Impact on product providers
The shift towards fees will also mean a change in the way financial product providers operate. Chung says the key will be flexibility in their business strategy.
“We are in a free market and it is competitive. For product manufacturers to penetrate the market and get more financial planners to market their products, they must produce good or value-for-money products. This may incur costs in terms of more effective operations and management, enhanced IT management, and R&D into products and customer needs,” she adds.
Lee says fee-based advisory services will also lead to more competitive pricing. “Some banks have started to do away with commissions for their wealth managers. Instead, the feedback from clients on the quality of their services will determine their key performance indicators (KPIs). Hence, the way the KPIs are designed will be important.”
Nurturing fee-for-service professionals
In view of the transition towards fee-based financial advisory services, Whitman Independent Advisors Sdn Bhd has launched its Fee-For-Service Financial Advisory Mentoring Programme.
“By having this programme, we can help address all the issues financial planners are facing. We want to change their mindset because once they see that it can be done, they will be more open. Seeing is believing,” says managing director Yap Ming Hui.
Training, he says, is conducted in the workplace. This allows the participants to gain practical, real-world experience. “With Whitman taking the lead, we hope other financial advisory firms will follow suit and work with the Financial Planning Association of Malaysia to offer more mentoring programmes.
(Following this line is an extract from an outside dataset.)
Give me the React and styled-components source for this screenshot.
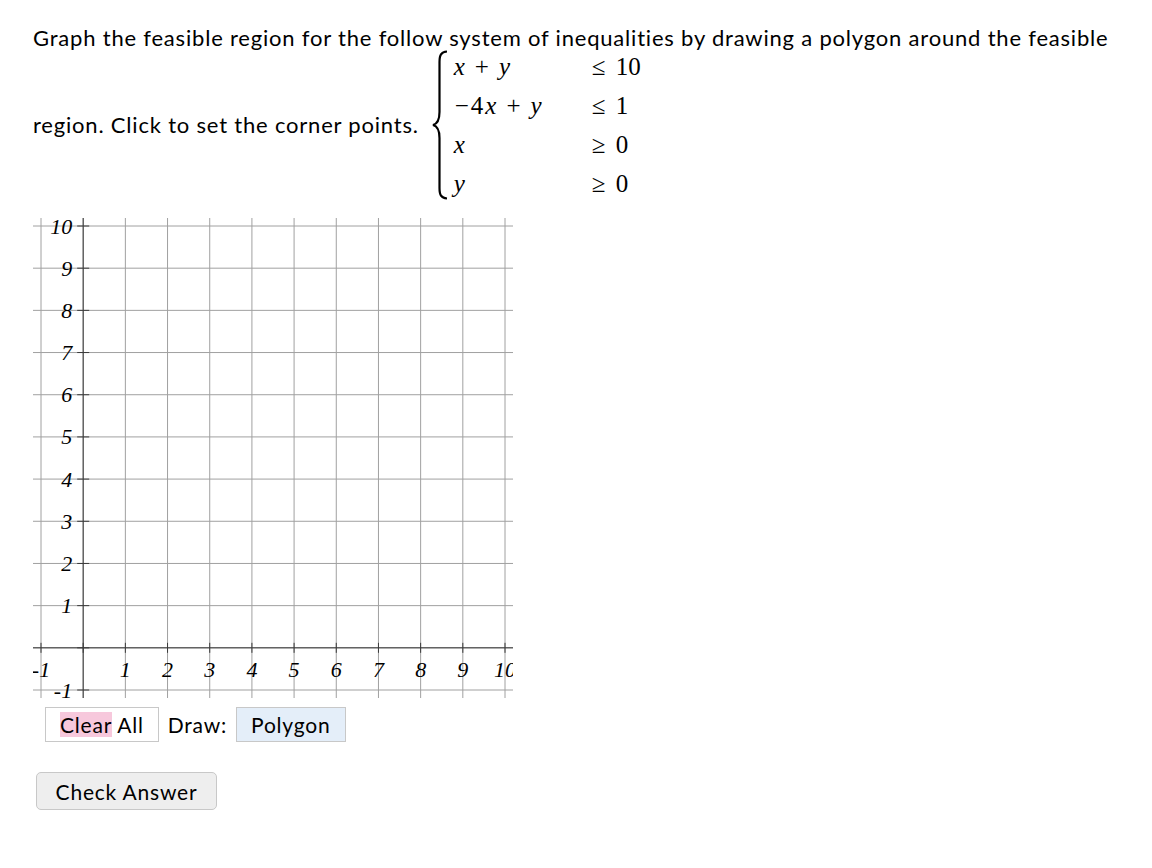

Only then, will the industry really take off.”
To complement its mentoring programme, Whitman will run a Money Optimisation Summit in the near future. “We have been talking about a money optimisation system (MOS) for some months in the media. But I find that the majority of practitioners or industry players still do not know what it is. We want to showcase our proprietary methodology for MOS at the conference so that it will open the minds of the naysayers and those who still have doubts [about our methodology],” says Yap.